The Union first argues the two grievances are timely filed because the grievants filed their claim as soon as they became aware of their eligibility for longevity pay under the language of the current collective bargaining agreement. In the alternative, the Union argues that the grievances are timely filed because "this is an ongoing violation of the contract."
On the merits of the case, the Union maintains that the City violated the collective bargaining agreement by denying the grievants longevity payments based on their original date of hire with Rusk County. In support thereof, the Union cites Section 6.1 of the Joint Library Agreement which provides that "Employees shall be entitled to such wages and fringe benefits as are provided by the Municipality which employs them." The Union also notes that it is clear the grievants, as part-time employees, are covered by the collective bargaining agreement; and like all employees in the bargaining unit entitled to receive longevity. In addition, the Union points out the City utilized the grievants' hire date with the County for calculating all other benefits, and that it makes no sense to treat them differently for purposes of longevity. Finally, the Union cites promises made to the grievants at the time of transfer that they would lose nothing (or maybe gain better benefits) and be covered by the City's agreement with the Union.
For a remedy, the Union requests that the Arbitrator find the City violated the collective bargaining agreement by denying longevity to the two grievants for 1990, on the basis of their original date of hire with Rusk County; make the grievants whole for any losses or damages suffered as a result of the violation; and order said payments to be made immediately and in the future.
The City initially raises a procedural issue arguing the grievances are not timely filed. In this regard, the City maintains they should have been filed within ten (10) days of the date on which the grievants received their first checks as City employees, or in January, 1988.
The City basically argues that it did not violate the collective bargaining agreement by its actions herein. In this regard, the City first argues that there was no agreement at the time of the library transfer to recognize the grievants' seniority with the County in calculating longevity pay. In fact, the City maintains the primary consideration at the time of transfer was to make sure the grievants would not lose the level of benefits they had accumulated as County employees; and since the grievants did not have longevity as County employees they were not entitled to it as City employees. Granting the grievants longevity as a result of the transfer, would result in an improper "windfall" according to the City.

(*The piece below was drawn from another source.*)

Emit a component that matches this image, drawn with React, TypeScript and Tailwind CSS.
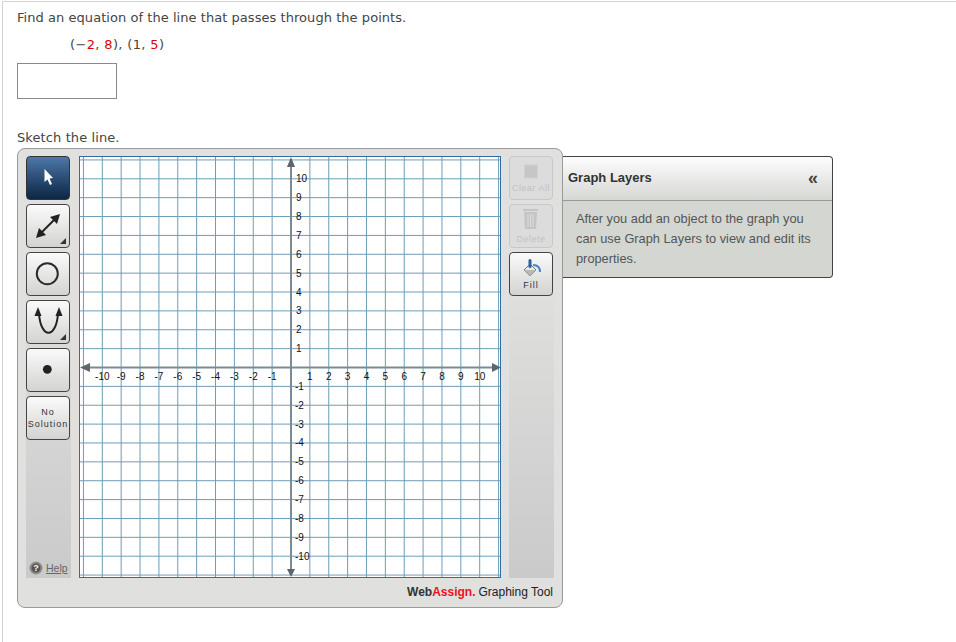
const UNIT = 18.87;
const CX = 291;
const CY = 367.5;
const ORIGIN_X = 79;
const ORIGIN_Y = 156;

const steps = Array.from({ length: 23 }, (_, i) => i - 11);
const labels = steps.filter((n) => n !== 0 && Math.abs(n) <= 10);

const GraphCanvas = () => {
	const x = (n: number) => CX - ORIGIN_X + n * UNIT;
	const y = (n: number) => CY - ORIGIN_Y - n * UNIT;

	return (
		<svg width="422" height="422" className="block shrink-0 bg-white">
			{/* grid */}
			{steps.map((n) => (
				<g key={n} stroke="#6d9db8" strokeWidth="1">
					{n !== 0 && <line x1={x(n)} y1="0" x2={x(n)} y2="422" />}
					{n !== 0 && <line x1="0" y1={y(n)} x2="422" y2={y(n)} />}
				</g>
			))}
			<rect x="0.5" y="0.5" width="421" height="421" fill="none" stroke="#2f6da3" />

			{/* axes */}
			<line x1="6" y1={y(0)} x2="416" y2={y(0)} stroke="#7b8b96" strokeWidth="2" />
			<line x1={x(0)} y1="6" x2={x(0)} y2="416" stroke="#7b8b96" strokeWidth="2" />
			<polygon points="1,211.5 11,207 11,216" fill="#5c666c" />
			<polygon points="422,211.5 413,207 413,216" fill="#5c666c" />
			<polygon points="212,1 208,11 216,11" fill="#5c666c" />
			<polygon points="212,421 208,413 216,413" fill="#5c666c" />

			{/* labels */}
			<g fontFamily="'Liberation Sans', Arial, sans-serif" fontSize="10" fill="#111">
				{labels.map((n) => (
					<text key={`x${n}`} x={x(n)} y="224" textAnchor="middle">
						{n}
					</text>
				))}
				{labels.map((n) => (
					<text key={`y${n}`} x={n > 0 ? 217 : 216} y={y(n) + 3.5}>
						{n}
					</text>
				))}
			</g>
		</svg>
	);
};

const ToolButton = ({
	children,
	active,
	disabled,
}: {
	children: React.ReactNode;
	active?: boolean;
	disabled?: boolean;
}) => {
	let look = "border-[#444] bg-gradient-to-b from-[#fafafa] to-[#d3d4d1]";
	if (active) look = "border-[#333] bg-gradient-to-b from-[#4d78a9] to-[#0d2646]";
	if (disabled) look = "border-[#c8c8c8] bg-[#dcdcdc]";
	return (
		<div
			className={`w-[44px] h-[44px] shrink-0 rounded-[4px] border flex flex-col items-center overflow-hidden ${look}`}
		>
			{children}
		</div>
	);
};

const Corner = () => <polygon points="39,33 39,39 33,39" fill="#333" />;

const Icon = ({ children }: { children: React.ReactNode }) => (
	<svg width="42" height="42" className="block">
		{children}
	</svg>
);

const App = () => {
	return (
		<div className="w-[956px] h-[642px] overflow-hidden bg-white pt-px font-['DejaVu_Sans',Verdana,sans-serif]">
			<div className="h-full ml-[2px] border-t border-l border-[#d4d4d4] pl-[14px]">
				{/* question */}
				<p className="h-[30px] pt-[8px] text-[13px] leading-[16px] text-[#444] tracking-[0.05px]">
					Find an equation of the line that passes through the points.
				</p>
				<p className="ml-[53px] h-[31px] pt-[5px] text-[13px] leading-[16px] text-[#444] tracking-[0.35px]">
					(−<span className="text-[#e00000]">2</span>, <span className="text-[#e00000]">8</span>), (1,{" "}
					<span className="text-[#e00000]">5</span>)
				</p>
				<input
					type="text"
					className="block w-[100px] h-[36px] border border-[#8a8a8a] bg-white"
				/>
				<p className="h-[49px] pt-[31px] text-[13px] leading-[16px] text-[#444] tracking-[0.1px]">
					Sketch the line.
				</p>

				<div className="flex items-start">
					{/* graphing tool */}
					<div className="w-[546px] h-[460px] shrink-0 rounded-[8px] border border-[#999] bg-[#e0e0df] pt-[7px] px-[8px] font-['Liberation_Sans',Arial,sans-serif]">
						<div className="flex gap-2 h-[422px]">
							{/* left tools */}
							<div className="w-[45px] shrink-0 flex flex-col gap-1 bg-gradient-to-b from-[#e0e0df] from-30% to-[#cacaca] relative">
								<ToolButton active>
									<Icon>
										<polygon
											points="17.5,12 17.5,25 20.5,22.5 23,28 25,27 22.5,21.5 26,21"
											fill="#fff"
										/>
									</Icon>
								</ToolButton>
								<ToolButton>
									<Icon>
										<line x1="13" y1="29" x2="29" y2="13" stroke="#222" strokeWidth="2" />
										<polygon points="9,33 12,23 19,30" fill="#222" />
										<polygon points="33,9 23,12 30,19" fill="#222" />
										<Corner />
									</Icon>
								</ToolButton>
								<ToolButton>
									<Icon>
										<circle cx="20.3" cy="20.7" r="10.5" fill="none" stroke="#2b2b2b" strokeWidth="2" />
									</Icon>
								</ToolButton>
								<ToolButton>
									<Icon>
										<path d="M12 13 C14 38 29 38 31 13" fill="none" stroke="#222" strokeWidth="2" />
										<polygon points="11,6 7.5,15 14.5,15" fill="#222" />
										<polygon points="32,6 28.5,15 35.5,15" fill="#222" />
										<Corner />
									</Icon>
								</ToolButton>
								<ToolButton>
									<Icon>
										<circle cx="20.3" cy="20.3" r="4.4" fill="#222" />
									</Icon>
								</ToolButton>
								<ToolButton>
									<div className="pt-[9px] flex flex-col items-center text-[9px] leading-[12px] tracking-[1px] text-[#333]">
										<span>No</span>
										<span>Solution</span>
									</div>
								</ToolButton>
								<div className="absolute left-[3px] bottom-[3px] flex items-center gap-[3px]">
									<svg width="14" height="14" className="block">
										<circle cx="7" cy="7" r="6.5" fill="#8d8d8d" />
										<circle cx="7" cy="7" r="4.5" fill="#555" />
										<text
											x="7"
											y="10"
											textAnchor="middle"
											fontSize="9"
											fontWeight="bold"
											fill="#fff"
											fontFamily="'Liberation Sans', Arial, sans-serif"
										>
											?
										</text>
									</svg>
									<a href="#" className="text-[10.5px] leading-[14px] text-[#666] underline">
										Help
									</a>
								</div>
							</div>

							<GraphCanvas />

							{/* right tools */}
							<div className="w-[45px] shrink-0 flex flex-col gap-1 bg-gradient-to-b from-[#e0e0df] from-30% to-[#cacaca]">
								<ToolButton disabled>
									<svg width="42" height="25" className="block shrink-0">
										<rect x="14.5" y="8" width="13" height="13" fill="#c6c6c6" stroke="#d0d0d0" />
									</svg>
									<span className="text-[9px] leading-[12px] tracking-[0.5px] whitespace-nowrap text-[#c2c2c2]">
										Clear All
									</span>
								</ToolButton>
								<ToolButton disabled>
									<svg width="42" height="28" className="block shrink-0">
										<rect x="13" y="4" width="15" height="2" fill="#c4c4c4" />
										<path d="M14 7 H27 L26 24 H15 Z" fill="#c4c4c4" />
										<path d="M18 9 V22 M20.5 9 V22 M23 9 V22" stroke="#dcdcdc" />
									</svg>
									<span className="text-[9px] leading-[12px] tracking-[0.5px] whitespace-nowrap text-[#c2c2c2]">
										Delete
									</span>
								</ToolButton>
								<ToolButton>
									<svg width="42" height="26" className="block shrink-0">
										<polygon points="20,11 26,17 20,23 14,17" fill="#e8e8e8" stroke="#777" />
										<polygon points="14,17 26,17 20,23" fill="#b9b9b9" />
										<rect x="18.5" y="6" width="3" height="9" rx="1.5" fill="#2b5fa8" />
										<path d="M23 12 C28 12 30 14 30 19" fill="none" stroke="#4a86c8" strokeWidth="2" />
									</svg>
									<span className="text-[9px] leading-[12px] tracking-[1px] text-[#333]">Fill</span>
								</ToolButton>
							</div>
						</div>

						{/* brand */}
						<div className="h-[29px] pb-[2px] flex items-center justify-end pr-px text-[12px] leading-[14px] whitespace-nowrap">
							<span className="font-bold text-[#333]">Web</span>
							<span className="font-bold text-[#ee1122]">Assign.</span>
							<span className="ml-[3px] text-[#222]">Graphing Tool</span>
						</div>
					</div>

					{/* graph layers flyout */}
					<div className="w-[270px] h-[122px] mt-[8px] shrink-0 rounded-r-[4px] border border-l-0 border-[#444] bg-[#d4d6d2] font-['Liberation_Sans',Arial,sans-serif]">
						<div className="h-[44px] pb-[2px] flex items-center justify-between pl-[5px] pr-[14px] border-b border-[#999] rounded-tr-[4px] bg-gradient-to-b from-[#fdfdfd] to-[#d6d8d4]">
							<span className="text-[13px] font-bold text-[#333]">Graph Layers</span>
							<span className="text-[18px] leading-[20px] font-bold text-[#444]">«</span>
						</div>
						<p className="pl-[13px] pt-[8px] text-[12.8px] leading-[20px] text-[#555]">
							After you add an object to the graph you
							<br />
							can use Graph Layers to view and edit its
							<br />
							properties.
						</p>
					</div>
				</div>
			</div>
		</div>
	);
};

export default App;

The City also relies on Section 18.3 of the collective bargaining agreement to support its position. In this regard the City puts forward a number of different theories in order to persuade the Arbitrator that said contract provision does not cover part-time employees like the grievants. For example, the City argues that under Section 18.3 longevity is not paid until after five years of employment. Since neither grievant has five years of employment with the City, the City feels they do not qualify for longevity under said contract provision. Similarly, the City maintains that Section 18.3 requires five full years of employment with the City before part-time employees are eligible for longevity. Under this theory, because the grievants were hired by the City on January 1, 1988, and have continued to work 3/4 time since then, they would have to each "work 6 2/3 (5/.75) years with the City before they receive longevity pay, or until 8/1/94."
With respect to remedy, the City requests that the grievances be denied, and the matter dismissed. However, if the grievances are found to be timely and sustained, the City asks the Arbitrator to "deny retroactive pay prior to the date of filing of the respective grievances."

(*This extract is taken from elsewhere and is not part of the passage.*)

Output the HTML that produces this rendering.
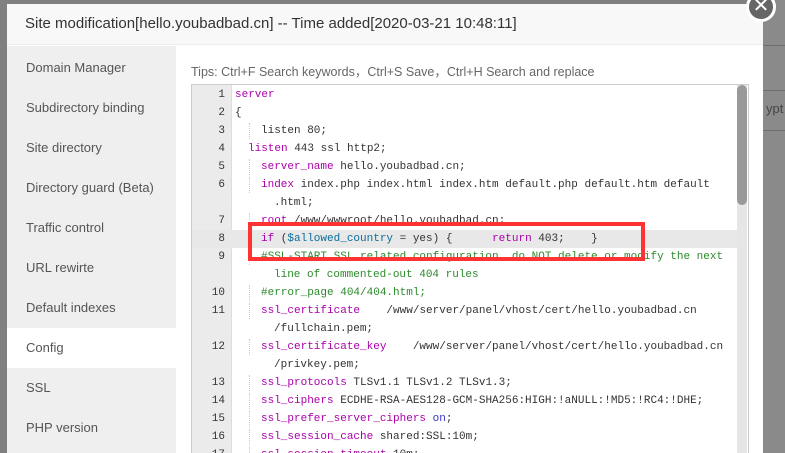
<!DOCTYPE html>
<html><head><meta charset="utf-8"><style>
*{margin:0;padding:0;box-sizing:border-box}
html,body{width:785px;height:453px;overflow:hidden}
body{background:#808080;font-family:"Liberation Sans",sans-serif;position:relative}
.bgr{position:absolute;left:763px;top:0;width:22px;height:453px;background:#8a8a8a}
.bgr div{position:absolute;left:0;width:22px;height:1px;background:#6f6f6f}
.modal{position:absolute;left:7px;top:4px;width:756px;height:449px;background:#fff;overflow:hidden}
.hd{position:absolute;left:0;top:0;width:756px;height:41px;background:#f8f8f8;border-bottom:1px solid #eee;font-size:15px;color:#333;padding:11px 0 0 18px}
.menu{position:absolute;left:0;top:42px;width:169px;height:407px;background:#efefef;padding-top:2px;overflow:hidden}
.menu div{height:40px;line-height:40px;padding-left:19px;font-size:13px;color:#555}
.menu .act{background:#fff}
.tips{position:absolute;left:184px;top:57px;font-size:12.5px;color:#666}
.ed{position:absolute;left:191px;top:84px;width:558px;height:369px;border:1px solid #ccc;border-bottom:none;overflow:hidden;background:#fff}
.gut{position:absolute;left:0;top:0;width:40px;height:369px;background:#ebebeb;border-right:1px solid #ddd}
.rows{position:absolute;left:0;top:1px;width:545px;height:367px;overflow:hidden}
.r{position:relative;height:18px;line-height:18px;font-family:"Liberation Mono",monospace;font-size:11px;color:#333;white-space:pre}
.r .n{position:absolute;left:0;width:33px;text-align:right;color:#333}
.r .c{position:absolute;top:0}
.r.hl{background:#e8e8e8}
.g{position:absolute;top:1px;height:16px;border-left:1px dotted #ccc}
.k{color:#a0a}.v{color:#0a6e9a}.m{color:#2d8a2d}.b{color:#33c}
.sb{position:absolute;left:737px;top:85px;width:10px;height:368px;background:#e6e6e6}
.sb div{position:absolute;left:0;top:0;width:10px;height:120px;border-radius:5px;background:#999}
.red{position:absolute;left:248px;top:222px;width:397px;height:39px;border:4px solid #f33}
.close{position:absolute;left:746px;top:0;width:30px;height:22px;overflow:hidden}
.close div{position:absolute;left:0;top:-8px;width:30px;height:30px;border-radius:50%;background:#666;border:3px solid #fff;color:#fff;font-size:20px;line-height:22px;text-align:center}
</style></head><body>
<div class="bgr"><div style="top:45px"></div><div style="top:90px"></div><div style="top:130px"></div></div>
<div style="position:absolute;left:766px;top:101px;width:19px;overflow:hidden;font-size:13px;color:#444;white-space:nowrap">ypt c</div>
<div class="modal">
<div class="hd">Site modification[hello.youbadbad.cn] -- Time added[2020-03-21 10:48:11]</div>
<div class="menu">
<div>Domain Manager</div><div>Subdirectory binding</div><div>Site directory</div><div>Directory guard (Beta)</div><div>Traffic control</div><div>URL rewirte</div><div>Default indexes</div><div class="act">Config</div><div>SSL</div><div>PHP version</div>
</div>
<div class="tips">Tips: Ctrl+F Search keywords，Ctrl+S Save，Ctrl+H Search and replace</div>
</div>
<div class="ed">
<div class="gut"></div>
<div class="rows">
<div class="r"><span class="n">1</span><span class="c" style="left:43px"><span class="k">server</span></span></div>
<div class="r"><span class="n">2</span><span class="c" style="left:43px">{</span></div>
<div class="r"><span class="n">3</span><span class="g" style="left:57px"></span><span class="c" style="left:69px">listen 80;</span></div>
<div class="r"><span class="n">4</span><span class="c" style="left:56px"><span class="k">listen</span> 443 ssl http2;</span></div>
<div class="r"><span class="n">5</span><span class="g" style="left:57px"></span><span class="c" style="left:69px"><span class="k">server_name</span> hello.youbadbad.cn;</span></div>
<div class="r"><span class="n">6</span><span class="g" style="left:57px"></span><span class="c" style="left:69px"><span class="k">index</span> index.php index.html index.htm default.php default.htm default</span></div>
<div class="r"><span class="c" style="left:82px">.html;</span></div>
<div class="r"><span class="n">7</span><span class="g" style="left:57px"></span><span class="c" style="left:69px"><span class="k">root</span> /www/wwwroot/hello.youbadbad.cn;</span></div>
<div class="r hl"><span class="n">8</span><span class="c" style="left:69px"><span class="k">if</span> (<span class="v">$allowed_country</span> = yes) {      <span class="k">return</span> 403;    }</span></div>
<div class="r"><span class="n">9</span><span class="g" style="left:57px"></span><span class="c m" style="left:69px">#SSL-START SSL related configuration, do NOT delete or modify the next</span></div>
<div class="r"><span class="c m" style="left:82px">line of commented-out 404 rules</span></div>
<div class="r"><span class="n">10</span><span class="g" style="left:57px"></span><span class="c m" style="left:69px">#error_page 404/404.html;</span></div>
<div class="r"><span class="n">11</span><span class="g" style="left:57px"></span><span class="c" style="left:69px"><span class="k">ssl_certificate</span>    /www/server/panel/vhost/cert/hello.youbadbad.cn</span></div>
<div class="r"><span class="c" style="left:82px">/fullchain.pem;</span></div>
<div class="r"><span class="n">12</span><span class="g" style="left:57px"></span><span class="c" style="left:69px"><span class="k">ssl_certificate_key</span>    /www/server/panel/vhost/cert/hello.youbadbad.cn</span></div>
<div class="r"><span class="c" style="left:82px">/privkey.pem;</span></div>
<div class="r"><span class="n">13</span><span class="g" style="left:57px"></span><span class="c" style="left:69px"><span class="k">ssl_protocols</span> TLSv1.1 TLSv1.2 TLSv1.3;</span></div>
<div class="r"><span class="n">14</span><span class="g" style="left:57px"></span><span class="c" style="left:69px"><span class="k">ssl_ciphers</span> ECDHE-RSA-AES128-GCM-SHA256:HIGH:!aNULL:!MD5:!RC4:!DHE;</span></div>
<div class="r"><span class="n">15</span><span class="g" style="left:57px"></span><span class="c" style="left:69px"><span class="k">ssl_prefer_server_ciphers</span> <span class="b">on</span>;</span></div>
<div class="r"><span class="n">16</span><span class="g" style="left:57px"></span><span class="c" style="left:69px"><span class="k">ssl_session_cache</span> shared:SSL:10m;</span></div>
<div class="r"><span class="n">17</span><span class="g" style="left:57px"></span><span class="c" style="left:69px"><span class="k">ssl_session_timeout</span> 10m;</span></div>
</div>
</div>
<div class="sb"><div></div></div>
<div class="red"></div>
<div class="close"><div>✕</div></div>
</body></html>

The City initially raises a procedural objection to the grievances arguing that said grievances were not submitted in a timely fashion. The thrust of the City's complaint seems to be that the grievants should have filed a claim back in January, 1988, when they first became City employees; received a City pay check and realized that they were not credited with longevity pay. However, at that time the grievants had a Union copy of the parties' collective bargaining agreement which on its face excluded longevity payments to part-time employees. It was not until the grievants received a copy of the current agreement which provides in Section 18.3 that employees shall receive longevity pay that they realized they might be entitled to longevity. There is no dispute that the grievants filed their claims on a timely basis upon learning of the change in said contract language. Therefore, the Arbitrator rejects this argument of the City.
As evidenced by the parties' arguments, the language of Section 18.3 is ambiguous and subject to differing interpretations with respect to the issue of whether part-time employees are eligible to receive longevity. Since the contract language is unclear, the Arbitrator may look to past practice and bargaining history to interpret the disputed contract provision.
Past practice is undisputed. The City has not paid longevity to part-time employees at any time material herein. Bargaining history does not lead to a different result. In this regard the Arbitrator notes that the parties did not negotiate or even discuss the disputed contract language during negotiations leading to the instant agreement. In addition, the record supports a finding that there was no "meeting of the minds" in said negotiations with respect to the meaning of Section 18.3 as it pertains to the instant dispute. (1)
Based on all of the above, the Arbitrator finds that the City did not violate Section 18.3 of the collective bargaining agreement by denying the grievants longevity pay. However, the record is also undisputed that the City credits part-time employees who become full-time employees with time spent as part-time employees for purposes of calculating longevity. This is done on a prorated basis. If, and when, the grievants become full-time employees they should be treated in the same manner. In addition, based on the Joint Library Agreement noted above, the parties' collective bargaining agreement and the record as a whole, the grievants' part-time employment should then be credited from their original date of hire - in this instance with the County - for purposes of computing longevity.
In light of the foregoing and the record as a whole, it is my
That the grievances of Jane Schimka and Donna Syples are hereby denied, and the matter is dismissed.
Dated at Madison, Wisconsin this 12th day of December, 1991.
Dennis P. McGilligan, Arbitrator
1/ The Union argues that part-time employees should receive longevity based on the elimination of any reference to "full-time" employees in Section 18.3. However, as noted above, the parties reached no such understanding regarding same. Therefore, the Arbitrator rejects this argument of the Union.